A site visit to the Mint of Poland
Only a few have witnessed the process of minting. Among those lucky ones are 35 students of Jozef Poniatowski’s Fifth Secondary Comprehensive School in Warsaw, who had the opportunity to visit the Mint of Poland. What the students found particularly surprising was that the special minting press could mint as many as 15 coins per minute. Read on to see what else they learned during the visit.
Considered to be one of the most technologically advanced in the world, Mint of Poland produces not only round coins but also rectangular, square, or even spatial pieces. Few know we are the trendsetter of the latter and can make such shapes as a cylinder, a cube, a pyramid, an egg, or a volcano. The high schoolers also learned about the production of state seals, government’s insignia or commemorative medals. What captured their imagination, however, were the coins, which raised a lot of questions. Here are the most interesting queries along with the answers.
Why does the Mint of Poland produces the circulation coins for other countries?

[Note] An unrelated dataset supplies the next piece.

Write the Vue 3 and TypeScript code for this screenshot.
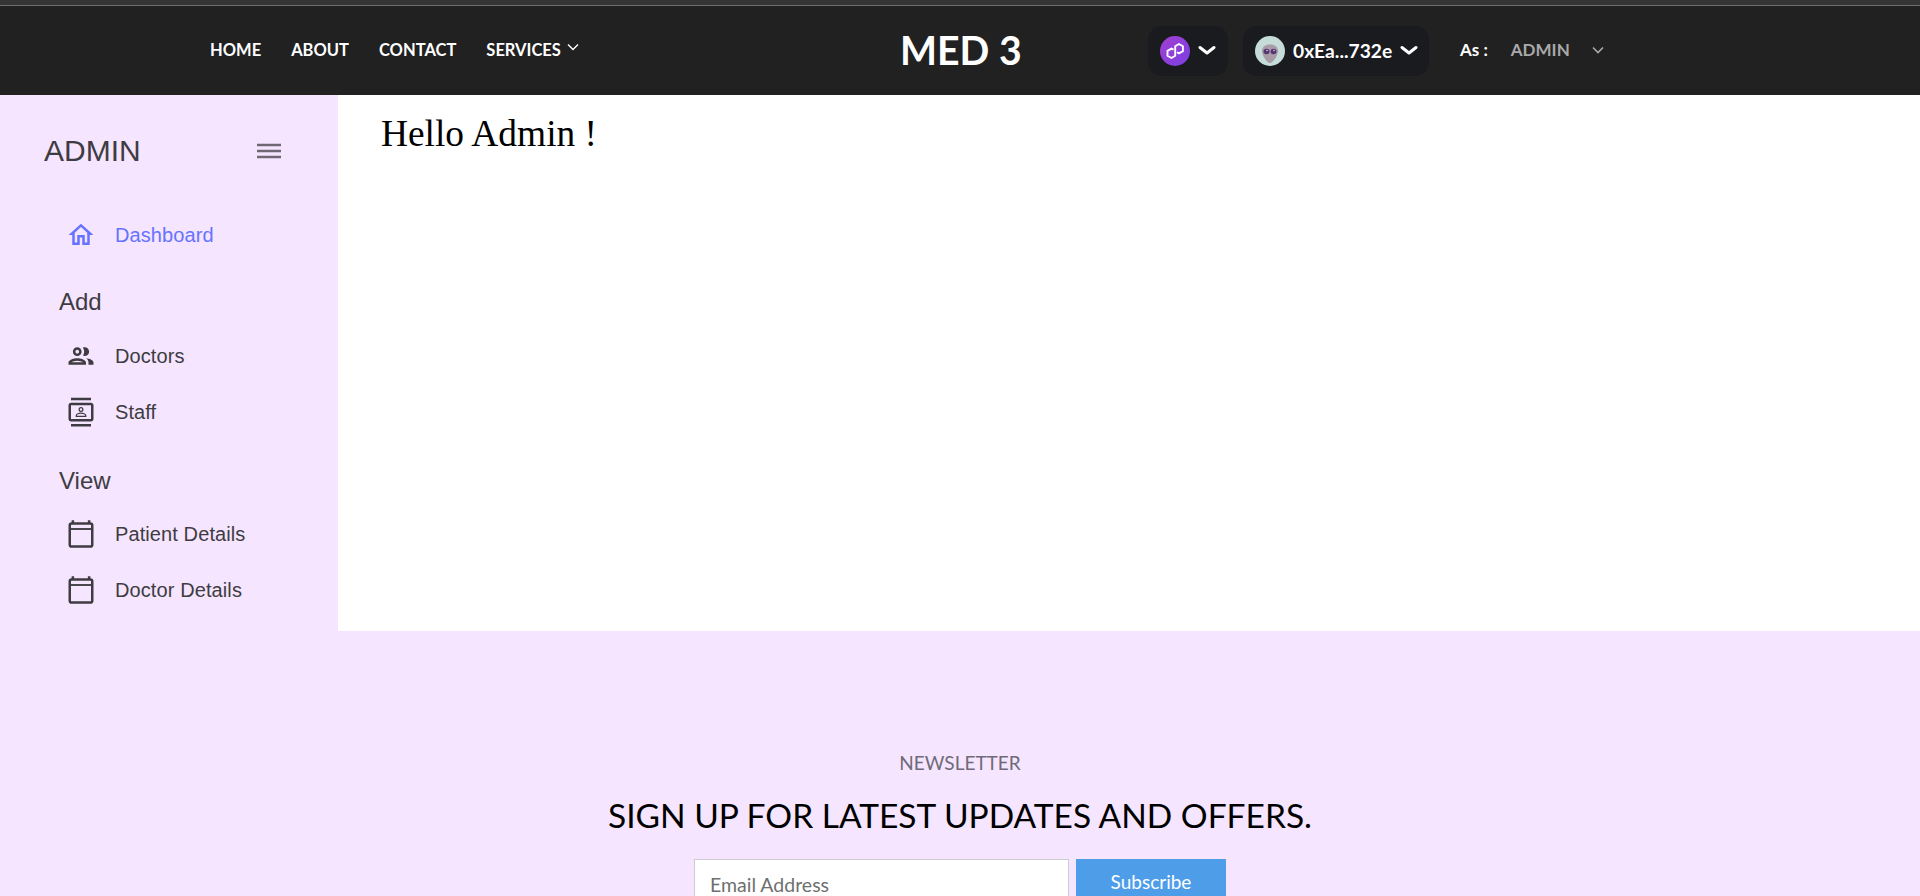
<script setup lang="ts">
const navLinks = ['HOME', 'ABOUT', 'CONTACT']
</script>

<template>
  <div class="page">
    <div class="topstrip"></div>
    <header class="header">
      <nav class="nav">
        <a v-for="l in navLinks" :key="l" class="navlink">{{ l }}</a>
        <a class="navlink services">SERVICES
          <svg class="svc-chev" viewBox="0 0 12 8" width="12" height="8"><path d="M1 1.5 6 6.5 11 1.5" fill="none" stroke="#fff" stroke-width="1.4"/></svg>
        </a>
      </nav>
      <div class="logo">MED 3</div>
      <div class="actions">
        <button class="wbtn chain">
          <span class="round poly">
            <svg viewBox="0 0 30 30" width="30" height="30"><path d="M13.5 13.7 11.5 12.6 7.5 14.9V19.7L11.5 22 15.2 19.7V10.3L18.9 8 22.9 10.3V15.1L18.9 17.4 17 16.3" fill="none" stroke="#fff" stroke-width="1.9"/></svg>
          </span>
          <svg class="wchev" viewBox="0 0 18 11" width="18" height="11"><path d="M2 2.5 9 8 16 2.5" fill="none" stroke="#fff" stroke-width="3" stroke-linecap="round" stroke-linejoin="round"/></svg>
        </button>
        <button class="wbtn account">
          <span class="round alien">
            <svg viewBox="0 0 30 30" width="30" height="30"><path d="M15 8.5c5 0 8 2.6 8 6.5 0 4.4-5 12-8 12s-8-7.600-8-12c0-3.900 3-6.500 8-6.500z" fill="#a99ca9"/><ellipse cx="11.500" cy="15.500" rx="3" ry="2.800" fill="#573773"/><ellipse cx="18.500" cy="15.500" rx="3" ry="2.800" fill="#573773"/><circle cx="12" cy="14.500" r=".8" fill="#d8c8e0"/><circle cx="19" cy="14.500" r=".8" fill="#d8c8e0"/></svg>
          </span>
          <span class="addr">0xEa...732e</span>
          <svg class="wchev" viewBox="0 0 18 11" width="18" height="11"><path d="M2 2.5 9 8 16 2.5" fill="none" stroke="#fff" stroke-width="3" stroke-linecap="round" stroke-linejoin="round"/></svg>
        </button>
        <span class="as">As :</span>
        <span class="role">ADMIN</span>
        <svg class="role-chev" viewBox="0 0 12 8" width="12" height="8"><path d="M1 1.5 6 6.5 11 1.5" fill="none" stroke="#a9a9a9" stroke-width="1.6"/></svg>
      </div>
    </header>

    <div class="body">
      <aside class="sidebar">
        <div class="side-head">
          <span class="side-title">ADMIN</span>
          <svg viewBox="0 0 24 16" width="24" height="16"><path d="M0 2h24M0 8h24M0 14h24" stroke="#6f6874" stroke-width="2.500"/></svg>
        </div>
        <a class="item active item-first">
          <svg viewBox="0 0 24 24" width="30" height="30"><path d="M12 5.690l5 4.500V18h-2v-6H9v6H7v-7.810l5-4.500M12 3 2 12h3v8h6v-6h2v6h6v-8h3L12 3z" fill="currentColor"/></svg>
          <span>Dashboard</span>
        </a>
        <h3 class="group group-add">Add</h3>
        <a class="item">
          <svg viewBox="0 0 24 24" width="30" height="30"><path d="M9 13.750c-2.340 0-7 1.170-7 3.500V19h14v-1.750c0-2.330-4.660-3.500-7-3.500zM4.340 17c.84-.58 2.870-1.250 4.660-1.250s3.820.67 4.660 1.250H4.340zM9 12c1.930 0 3.500-1.570 3.500-3.500S10.930 5 9 5 5.500 6.570 5.500 8.500 7.070 12 9 12zm0-5c.83 0 1.500.67 1.500 1.500S9.830 10 9 10s-1.500-.67-1.500-1.500S8.170 7 9 7zm7.040 6.810c1.160.84 1.960 1.960 1.960 3.440V19h4v-1.750c0-2.020-3.500-3.170-5.960-3.440zM15 12c1.930 0 3.500-1.570 3.500-3.500S16.930 5 15 5c-.54 0-1.040.13-1.500.35.63.89 1 1.980 1 3.150s-.37 2.260-1 3.150c.46.22.96.35 1.500.35z" fill="currentColor"/></svg>
          <span>Doctors</span>
        </a>
        <a class="item">
          <svg viewBox="0 0 24 24" width="30" height="30"><path d="M4 .5h16v2H4zM4 21.500h16v2H4zM20 4.500H4c-1.100 0-2 .9-2 2v11c0 1.100.9 2 2 2h16c1.100 0 2-.9 2-2v-11c0-1.100-.9-2-2-2zm0 13H4v-11h16v11z" fill="currentColor"/><circle cx="12" cy="10" r="1.500" fill="none" stroke="currentColor" stroke-width="1"/><path d="M8.200 15.500v-.6c0-1.300 2.300-2 3.800-2s3.800.7 3.800 2v.6z" fill="none" stroke="currentColor" stroke-width="1"/></svg>
          <span>Staff</span>
        </a>
        <h3 class="group group-view">View</h3>
        <a class="item">
          <svg viewBox="0 0 24 24" width="30" height="30"><path d="M5.500 1v3M18.500 1v3" stroke="currentColor" stroke-width="2" fill="none"/><rect x="3" y="3.500" width="18" height="18.500" rx="1.500" fill="none" stroke="currentColor" stroke-width="2"/><path d="M3 8h18" stroke="currentColor" stroke-width="1.500"/></svg>
          <span>Patient Details</span>
        </a>
        <a class="item">
          <svg viewBox="0 0 24 24" width="30" height="30"><path d="M5.500 1v3M18.500 1v3" stroke="currentColor" stroke-width="2" fill="none"/><rect x="3" y="3.500" width="18" height="18.500" rx="1.500" fill="none" stroke="currentColor" stroke-width="2"/><path d="M3 8h18" stroke="currentColor" stroke-width="1.500"/></svg>
          <span>Doctor Details</span>
        </a>
      </aside>
      <main class="main">
        <h1 class="hello">Hello Admin !</h1>
      </main>
    </div>

    <footer class="footer">
      <p class="eyebrow">NEWSLETTER</p>
      <h2 class="signup">SIGN UP FOR LATEST UPDATES AND OFFERS.</h2>
      <form class="subscribe" @submit.prevent>
        <input class="email" type="text" placeholder="Email Address" />
        <button class="sub-btn">Subscribe</button>
      </form>
    </footer>
  </div>
</template>

<style>
html, body { margin: 0; overflow: hidden; background: #f5e5fe; }
</style>

<style scoped>
.page { width: 1920px; height: 896px; overflow: hidden; display: flex; flex-direction: column; font-family: "Liberation Sans", Arial, sans-serif; }
.topstrip { height: 5px; background: #353535; border-bottom: 1px solid #6f6f6f; flex: none; }
.header { height: 89px; flex: none; background: #212121; display: grid; grid-template-columns: 690px 248px auto; align-items: center; padding-left: 210px; font-family: Lato, "Open Sans", sans-serif; color: #fff; }
.nav { display: flex; align-items: center; gap: 30px; padding-bottom: 2px; }
.navlink { font-size: 16.500px; font-weight: 700; color: #fff; white-space: nowrap; }
.services { display: flex; align-items: center; gap: 6px; }
.svc-chev { margin-bottom: 6px; }
.logo { font-size: 39.200px; font-weight: 700; line-height: 1; white-space: nowrap; margin-bottom: 2px; }
.actions { display: flex; align-items: center; }
.wbtn { height: 50px; background: #1a1b1f; border: none; border-radius: 14px; display: flex; align-items: center; padding: 0 11px 0 12px; color: #fff; font-family: inherit; }
.chain { width: 80px; }
.account { width: 186px; margin-left: 15px; }
.round { width: 30px; height: 30px; border-radius: 50%; display: block; flex: none; }
.poly { background: linear-gradient(135deg, #a13fd0, #7b3fe4); }
.alien { background: #c6dcd9; }
.wchev { margin-left: 8px; flex: none; }
.addr { font-size: 19.200px; font-weight: 700; margin-left: 8px; white-space: nowrap; }
.as { margin-left: 31px; font-size: 17px; font-weight: 700; margin-bottom: 2px; }
.role { margin-left: 23px; font-size: 17px; font-weight: 700; color: #a9a9a9; margin-bottom: 2px; }
.role-chev { margin-left: 22px; margin-bottom: 2px; }
.body { display: flex; height: 536px; flex: none; }
.sidebar { width: 338px; flex: none; background: #f5e5fe; padding: 36px 0 0 44px; box-sizing: border-box; color: #3e3c42; }
.side-head { display: flex; align-items: center; justify-content: space-between; width: 237px; height: 40px; }
.side-title { font-size: 30px; }
.item { display: flex; align-items: center; gap: 19px; height: 56px; padding-left: 22px; font-size: 20px; letter-spacing: .1px; }
.item svg { flex: none; }
.item-first { margin-top: 36px; }
.active { color: #6673ff; }
.group { margin: 0; padding-left: 15px; font-size: 24px; font-weight: 400; line-height: 28px; }
.group-add { margin-top: 25px; margin-bottom: 12px; }
.group-view { margin-top: 27px; margin-bottom: 11px; }
.main { flex: 1; background: #fff; padding: 18px 0 0 43px; }
.hello { margin: 0; font-family: "Liberation Serif", "Times New Roman", serif; font-weight: 400; font-size: 37.400px; line-height: 42px; color: #000; }
.footer { flex: 1; background: #f5e5fe; display: flex; flex-direction: column; align-items: center; padding-top: 121px; font-family: Lato, "Open Sans", sans-serif; }
.eyebrow { margin: 0; font-size: 19px; line-height: 22px; color: #6f6a78; }
.signup { margin: 21px 0 0; font-size: 33.500px; font-weight: 400; line-height: 40px; color: #000; white-space: nowrap; }
.subscribe { display: flex; gap: 7px; margin-top: 24px; flex: none; }
.email { width: 375px; height: 50px; box-sizing: border-box; border: 1px solid #cfcbd4; background: #fff; padding: 0 15px; font-family: inherit; font-size: 19.500px; outline: none; }
.email::placeholder { color: #6f6f6f; opacity: 1; }
.sub-btn { width: 150px; height: 45px; border: none; background: #4d9de9; color: #fff; font-family: inherit; font-size: 19px; }
</style>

Not every country in the world has its own mint, which means that for some cooperation with foreign entities is just necessary. However, only selected mints can submit a tender. Mint of Poland is among them because we can produce coins using every technology available now on the market. So far it has carried out contracts to mint the circulation coins e.g. central banks of Colombia, Dominican Republic, Georgia, Guatemala, Bolivia, Paraguay, Lebanon, Albania, Costa Rica, and Thailand.
Can you pay with a collector coin?
The collector coin is a legal means of payment, but it’s important to remember that the coin’s value lies not only in its denomination, but also e.g. in the metal of which it is made. The total value of a collector coin is higher than what the issuer has declared.
How is the price of a collector coin determined?
The price of a collector coin is determined by the metal of which it is made (the stamp indicates the fineness of the coin, i.e. the weight of fine metal within), the mintage (the smaller the mintage, the higher the value), year of the issue. Sometimes the coin’s value is boosted by the market trends.
The collectors particularly value the so-called error coins, i.e. coins with a mint-made error. The most expensive one so far has been sold for USD 3.8 million.
What’s the difference between a coin and a numismatic item?
Numismatic item is only a collectible. It possesses neither denomination nor the issuer’s emblem, as these are the features of a coin that is a legal means of payment.
What are PLN 2 and PLN 5 coins made of?
PLN 2 and PLN 5 coins are bimetallic, which means that they are very hard to counterfeit. The silver part is made of cupronickel, i.e. an alloy of copper and nickel, the golden one is made using aluminum bronze.
Why is it more profitable to invest in gold coins or gold bars instead of gold jewelry?
The key difference that influences the value of the bullion coins and jewelry is fineness, i.e. the content of pure gold. Jewelry is made of alloys of gold and base metals and it has usually .333 fineness, which means that it contains 33.3% gold. Moreover, jewelry’s price also includes the cost of the jeweler’s labor, which has no value from the investor’s point of view. That’s why it is less profitable to sell jewelry.